» **WORK TO COMPLETE**
Gather each line of the records where "TypeScript" appears.

====== RECORDED DATA

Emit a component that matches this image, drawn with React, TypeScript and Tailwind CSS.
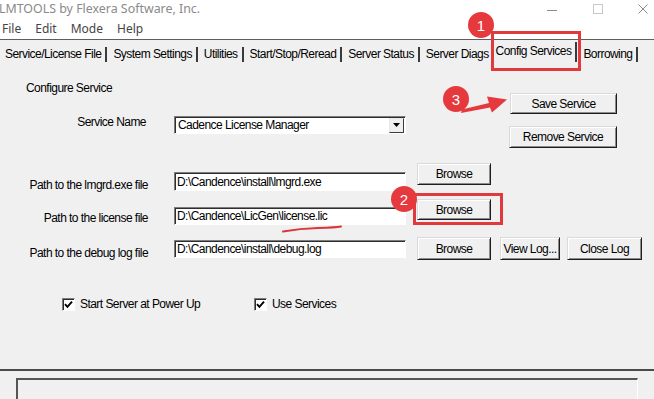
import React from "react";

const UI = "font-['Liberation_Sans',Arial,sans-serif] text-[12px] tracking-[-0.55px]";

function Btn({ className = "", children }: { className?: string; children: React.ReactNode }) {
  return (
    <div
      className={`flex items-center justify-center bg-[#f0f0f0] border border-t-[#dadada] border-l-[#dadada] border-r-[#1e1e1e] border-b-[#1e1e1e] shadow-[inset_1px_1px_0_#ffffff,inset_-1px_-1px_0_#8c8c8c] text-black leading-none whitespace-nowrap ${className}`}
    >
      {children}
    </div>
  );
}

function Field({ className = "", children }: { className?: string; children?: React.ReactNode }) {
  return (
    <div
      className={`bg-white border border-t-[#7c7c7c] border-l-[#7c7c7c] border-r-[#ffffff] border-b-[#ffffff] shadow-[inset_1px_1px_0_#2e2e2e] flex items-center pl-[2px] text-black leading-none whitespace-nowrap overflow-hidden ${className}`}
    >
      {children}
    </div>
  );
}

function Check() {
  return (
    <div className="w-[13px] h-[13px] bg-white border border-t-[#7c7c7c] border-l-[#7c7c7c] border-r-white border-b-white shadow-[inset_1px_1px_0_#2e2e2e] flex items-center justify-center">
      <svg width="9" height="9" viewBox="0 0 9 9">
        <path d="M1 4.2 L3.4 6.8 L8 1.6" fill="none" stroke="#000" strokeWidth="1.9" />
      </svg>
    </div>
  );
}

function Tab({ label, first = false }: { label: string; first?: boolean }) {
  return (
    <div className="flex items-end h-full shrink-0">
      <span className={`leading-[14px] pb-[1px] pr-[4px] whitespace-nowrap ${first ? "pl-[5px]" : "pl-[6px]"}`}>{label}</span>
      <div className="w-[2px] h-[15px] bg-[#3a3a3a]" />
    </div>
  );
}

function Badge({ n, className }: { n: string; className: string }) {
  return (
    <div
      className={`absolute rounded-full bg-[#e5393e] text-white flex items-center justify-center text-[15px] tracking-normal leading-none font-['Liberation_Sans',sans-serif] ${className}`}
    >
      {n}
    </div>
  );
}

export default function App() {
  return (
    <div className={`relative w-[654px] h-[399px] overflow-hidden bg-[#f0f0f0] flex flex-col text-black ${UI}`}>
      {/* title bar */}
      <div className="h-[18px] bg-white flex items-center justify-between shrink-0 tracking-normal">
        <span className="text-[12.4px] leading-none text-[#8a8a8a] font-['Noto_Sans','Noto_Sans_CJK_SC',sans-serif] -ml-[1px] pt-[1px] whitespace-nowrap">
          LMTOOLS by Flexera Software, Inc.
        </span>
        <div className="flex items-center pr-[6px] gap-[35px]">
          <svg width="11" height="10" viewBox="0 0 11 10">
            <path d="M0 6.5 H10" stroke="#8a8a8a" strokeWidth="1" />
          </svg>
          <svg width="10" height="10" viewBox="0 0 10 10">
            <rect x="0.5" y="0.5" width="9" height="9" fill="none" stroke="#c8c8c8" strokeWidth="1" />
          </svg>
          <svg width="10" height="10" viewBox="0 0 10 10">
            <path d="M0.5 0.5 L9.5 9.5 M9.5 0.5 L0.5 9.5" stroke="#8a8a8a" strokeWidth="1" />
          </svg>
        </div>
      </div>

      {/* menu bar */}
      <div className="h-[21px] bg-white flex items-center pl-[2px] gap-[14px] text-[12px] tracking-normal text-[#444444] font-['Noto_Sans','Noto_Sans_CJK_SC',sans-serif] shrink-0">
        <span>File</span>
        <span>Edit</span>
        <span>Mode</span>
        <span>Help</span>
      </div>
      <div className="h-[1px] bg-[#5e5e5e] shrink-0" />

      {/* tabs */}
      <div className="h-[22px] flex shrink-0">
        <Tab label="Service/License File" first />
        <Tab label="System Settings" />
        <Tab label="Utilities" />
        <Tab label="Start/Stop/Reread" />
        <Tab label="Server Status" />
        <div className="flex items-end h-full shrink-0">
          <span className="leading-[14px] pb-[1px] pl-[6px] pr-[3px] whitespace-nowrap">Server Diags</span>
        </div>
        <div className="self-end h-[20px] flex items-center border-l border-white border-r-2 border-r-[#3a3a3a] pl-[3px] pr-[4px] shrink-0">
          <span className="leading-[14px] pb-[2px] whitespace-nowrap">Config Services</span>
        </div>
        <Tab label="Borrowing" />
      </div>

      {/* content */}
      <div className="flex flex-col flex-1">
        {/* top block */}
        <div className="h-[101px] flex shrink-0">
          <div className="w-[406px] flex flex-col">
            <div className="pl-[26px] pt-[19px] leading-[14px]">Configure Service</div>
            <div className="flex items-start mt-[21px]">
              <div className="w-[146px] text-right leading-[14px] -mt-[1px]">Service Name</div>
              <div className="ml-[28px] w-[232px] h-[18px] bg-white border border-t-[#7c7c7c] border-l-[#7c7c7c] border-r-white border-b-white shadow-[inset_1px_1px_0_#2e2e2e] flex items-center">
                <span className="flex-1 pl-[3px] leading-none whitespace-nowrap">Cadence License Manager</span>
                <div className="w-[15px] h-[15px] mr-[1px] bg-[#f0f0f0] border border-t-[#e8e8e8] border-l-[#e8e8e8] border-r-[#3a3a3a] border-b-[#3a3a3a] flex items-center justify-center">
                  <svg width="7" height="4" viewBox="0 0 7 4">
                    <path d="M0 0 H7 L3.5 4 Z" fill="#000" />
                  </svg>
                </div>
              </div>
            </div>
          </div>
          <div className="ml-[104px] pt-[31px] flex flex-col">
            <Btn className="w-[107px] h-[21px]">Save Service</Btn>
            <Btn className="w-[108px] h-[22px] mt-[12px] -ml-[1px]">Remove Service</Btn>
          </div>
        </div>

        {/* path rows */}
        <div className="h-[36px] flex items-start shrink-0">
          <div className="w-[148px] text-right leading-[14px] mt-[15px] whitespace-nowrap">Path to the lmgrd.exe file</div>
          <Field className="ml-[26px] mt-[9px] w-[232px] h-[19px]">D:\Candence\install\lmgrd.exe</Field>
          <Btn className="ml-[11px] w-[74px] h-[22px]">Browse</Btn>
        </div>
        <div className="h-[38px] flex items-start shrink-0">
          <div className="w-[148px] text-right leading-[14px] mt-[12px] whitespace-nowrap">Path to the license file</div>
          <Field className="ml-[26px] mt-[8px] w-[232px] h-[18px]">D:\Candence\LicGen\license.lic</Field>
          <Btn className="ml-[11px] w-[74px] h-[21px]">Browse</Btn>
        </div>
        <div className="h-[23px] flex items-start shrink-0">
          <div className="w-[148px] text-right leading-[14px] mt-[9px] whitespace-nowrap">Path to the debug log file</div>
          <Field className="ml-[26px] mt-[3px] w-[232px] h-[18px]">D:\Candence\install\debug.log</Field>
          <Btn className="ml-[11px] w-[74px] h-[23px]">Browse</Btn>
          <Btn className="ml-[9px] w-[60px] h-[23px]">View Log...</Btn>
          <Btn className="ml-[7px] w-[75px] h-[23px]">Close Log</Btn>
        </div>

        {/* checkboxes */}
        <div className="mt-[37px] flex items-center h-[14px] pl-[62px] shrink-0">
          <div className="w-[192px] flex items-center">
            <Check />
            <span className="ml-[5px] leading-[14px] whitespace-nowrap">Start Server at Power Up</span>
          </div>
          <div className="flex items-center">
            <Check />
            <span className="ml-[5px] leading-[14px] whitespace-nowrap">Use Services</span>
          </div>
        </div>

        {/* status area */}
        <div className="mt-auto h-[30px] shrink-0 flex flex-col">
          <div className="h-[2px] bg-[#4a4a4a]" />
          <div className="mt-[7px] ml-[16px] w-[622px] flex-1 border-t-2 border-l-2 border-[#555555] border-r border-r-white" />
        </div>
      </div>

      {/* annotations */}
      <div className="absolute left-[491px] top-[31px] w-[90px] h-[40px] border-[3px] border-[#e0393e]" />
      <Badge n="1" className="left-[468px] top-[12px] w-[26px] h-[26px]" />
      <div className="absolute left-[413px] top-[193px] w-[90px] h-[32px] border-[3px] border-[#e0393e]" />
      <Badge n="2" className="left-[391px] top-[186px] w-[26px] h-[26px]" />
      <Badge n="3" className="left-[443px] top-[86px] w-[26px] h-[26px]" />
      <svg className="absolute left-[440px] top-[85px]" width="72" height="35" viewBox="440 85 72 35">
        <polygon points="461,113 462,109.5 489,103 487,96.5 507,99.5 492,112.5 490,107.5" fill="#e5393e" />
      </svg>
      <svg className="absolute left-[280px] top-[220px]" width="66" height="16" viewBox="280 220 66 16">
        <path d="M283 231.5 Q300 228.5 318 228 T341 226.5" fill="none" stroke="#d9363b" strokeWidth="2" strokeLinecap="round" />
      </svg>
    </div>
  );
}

============
====== RECORDED DATA

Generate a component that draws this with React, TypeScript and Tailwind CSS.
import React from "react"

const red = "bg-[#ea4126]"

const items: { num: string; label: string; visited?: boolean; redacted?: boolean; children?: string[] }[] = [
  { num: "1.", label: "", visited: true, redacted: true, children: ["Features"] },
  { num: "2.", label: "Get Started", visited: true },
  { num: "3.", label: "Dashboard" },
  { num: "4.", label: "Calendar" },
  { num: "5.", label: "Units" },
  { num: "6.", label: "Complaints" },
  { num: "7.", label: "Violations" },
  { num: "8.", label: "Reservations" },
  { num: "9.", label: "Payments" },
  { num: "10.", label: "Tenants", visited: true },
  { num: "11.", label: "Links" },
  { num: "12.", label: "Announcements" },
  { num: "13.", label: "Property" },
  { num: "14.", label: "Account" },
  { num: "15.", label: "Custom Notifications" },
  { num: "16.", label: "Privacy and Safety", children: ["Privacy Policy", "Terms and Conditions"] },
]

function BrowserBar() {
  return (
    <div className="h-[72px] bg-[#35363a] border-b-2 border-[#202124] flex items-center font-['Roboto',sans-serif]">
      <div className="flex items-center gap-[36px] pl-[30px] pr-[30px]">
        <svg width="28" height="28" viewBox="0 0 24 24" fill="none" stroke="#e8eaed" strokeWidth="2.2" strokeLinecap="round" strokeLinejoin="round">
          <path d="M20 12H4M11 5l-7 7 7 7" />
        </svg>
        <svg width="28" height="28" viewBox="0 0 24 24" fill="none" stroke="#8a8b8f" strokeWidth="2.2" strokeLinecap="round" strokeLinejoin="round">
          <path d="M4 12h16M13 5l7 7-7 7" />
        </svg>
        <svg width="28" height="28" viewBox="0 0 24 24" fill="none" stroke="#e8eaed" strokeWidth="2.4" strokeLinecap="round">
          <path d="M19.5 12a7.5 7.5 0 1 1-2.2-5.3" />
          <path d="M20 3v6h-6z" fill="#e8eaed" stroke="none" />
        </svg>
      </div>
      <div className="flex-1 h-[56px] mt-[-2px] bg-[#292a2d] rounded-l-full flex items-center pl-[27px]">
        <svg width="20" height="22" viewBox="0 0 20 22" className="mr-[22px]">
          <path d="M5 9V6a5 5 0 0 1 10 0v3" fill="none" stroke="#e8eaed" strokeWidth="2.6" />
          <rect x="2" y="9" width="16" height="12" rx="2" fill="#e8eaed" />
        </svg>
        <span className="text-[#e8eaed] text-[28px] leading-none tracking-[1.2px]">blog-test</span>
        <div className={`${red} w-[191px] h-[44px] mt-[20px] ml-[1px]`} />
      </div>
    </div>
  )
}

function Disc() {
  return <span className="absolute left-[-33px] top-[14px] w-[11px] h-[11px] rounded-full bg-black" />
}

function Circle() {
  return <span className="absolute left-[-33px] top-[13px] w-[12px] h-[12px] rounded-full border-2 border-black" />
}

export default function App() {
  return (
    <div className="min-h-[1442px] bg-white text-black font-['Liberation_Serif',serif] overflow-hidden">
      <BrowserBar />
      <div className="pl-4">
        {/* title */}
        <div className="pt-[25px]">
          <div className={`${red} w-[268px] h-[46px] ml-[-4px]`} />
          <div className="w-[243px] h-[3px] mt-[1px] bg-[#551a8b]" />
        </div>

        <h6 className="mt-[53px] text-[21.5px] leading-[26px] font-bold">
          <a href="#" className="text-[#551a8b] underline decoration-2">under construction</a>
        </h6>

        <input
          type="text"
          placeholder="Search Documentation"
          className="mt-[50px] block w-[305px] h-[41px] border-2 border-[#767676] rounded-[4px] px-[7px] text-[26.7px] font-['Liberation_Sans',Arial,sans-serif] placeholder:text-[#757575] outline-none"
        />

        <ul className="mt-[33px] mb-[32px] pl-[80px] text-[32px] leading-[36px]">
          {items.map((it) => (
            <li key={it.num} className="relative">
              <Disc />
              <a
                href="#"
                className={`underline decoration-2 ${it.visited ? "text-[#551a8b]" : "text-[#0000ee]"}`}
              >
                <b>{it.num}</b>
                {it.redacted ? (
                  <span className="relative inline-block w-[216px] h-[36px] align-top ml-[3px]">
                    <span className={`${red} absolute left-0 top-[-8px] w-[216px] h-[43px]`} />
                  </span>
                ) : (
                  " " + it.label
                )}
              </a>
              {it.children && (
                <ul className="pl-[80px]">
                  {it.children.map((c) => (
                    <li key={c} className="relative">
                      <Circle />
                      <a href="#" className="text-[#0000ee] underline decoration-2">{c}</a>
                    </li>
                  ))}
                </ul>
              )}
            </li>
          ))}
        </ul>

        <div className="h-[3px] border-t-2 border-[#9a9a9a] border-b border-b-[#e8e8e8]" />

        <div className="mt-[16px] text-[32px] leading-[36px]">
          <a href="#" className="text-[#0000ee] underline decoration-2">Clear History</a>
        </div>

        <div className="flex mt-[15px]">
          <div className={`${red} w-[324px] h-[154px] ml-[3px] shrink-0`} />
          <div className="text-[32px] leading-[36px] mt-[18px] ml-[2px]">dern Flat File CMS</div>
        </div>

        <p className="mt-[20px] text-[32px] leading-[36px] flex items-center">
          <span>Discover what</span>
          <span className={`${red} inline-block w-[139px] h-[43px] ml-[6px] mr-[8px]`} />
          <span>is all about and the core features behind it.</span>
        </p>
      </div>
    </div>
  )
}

============

» **RESPONSE**
Emit a component that matches this image, drawn with React, TypeScript and Tailwind CSS.
Generate a component that draws this with React, TypeScript and Tailwind CSS.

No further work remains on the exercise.